Above-Average College Debt
When the economy started to turn for the worse in 2007, many professionals turned to education as a way to get an upper hand in the job market, but with higher education, can come higher monthly debt payments.
According to The Project on Student Debt, in 2008, the average college student graduated with around $24,000 in student loan debt. In 2004, this numbers was roughly $18,500.
This increased debt can make it harder for households to keep their heads above water, and can push families to use credit cards to maintain their standard of living.
Average Credit Card Debt Rising
According to CreditCard.com, the average American household with at least one credit card has roughly $15,700 in credit card debt.
And this debt may continue to grow. The United States Census Bureau reported in 2010 that American citizens have roughly $866 billion in credit card debt, and projects that the number could be as high as $1.177 trillion by the end of this year.

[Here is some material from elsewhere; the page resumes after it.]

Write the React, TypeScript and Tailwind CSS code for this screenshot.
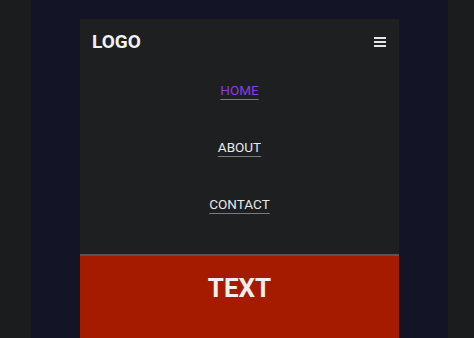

This is a disturbing trend, but is all debt created equal?
Good Debt or Bad Debt?
The prevailing knowledge in the debt community had always been that an individual’s total monthly long-term debt should not exceed 36% of their monthly income, but it does not take into account the fact that there could be different kinds of debt – good debt and bad debt.
Debt reduction and budgeting expert Dave Ramsey believes that the concept of “good debt” is an oxymoron. His philosophy, and what he has made a career preaching, is that using debt as a means to gain wealth will not work. He argues that making every effort to pay off debts, and then putting the money that would have been used for a car payment or a minimum monthly credit card payment into saving for retirement is the best way to manage you money and make that money work for you.
Oprah protégé and financial expert Suze Orman believes that mortgage debt and college loan debts are “good debt” because they are investments that have financial payoffs. For Orman, a home is a financial asset, and is thus a no brainer as a “good debt.” As for college loans, Orman says that with the difference in average lifelong income potential for a high school graduate versus a college graduate being in the millions, investing in an education pays real dividends.
Regardless of the way financial gurus look at the concept of “good debt,” almost everyone who has ever put pen to paper on the subject of debt will agree that “bad debt” is really bad. Financial planers warn against putting vacations, tech gadgets, exorbitant meals in restaurants, and other fleeting purchases on a credit card because they add to debt, but do not have any financial pay off in the future.
While there is no magic get-out-of-debt card, careful financial planning, budgeting, and not spending outside of one’s means are all ways to manage the debt monster.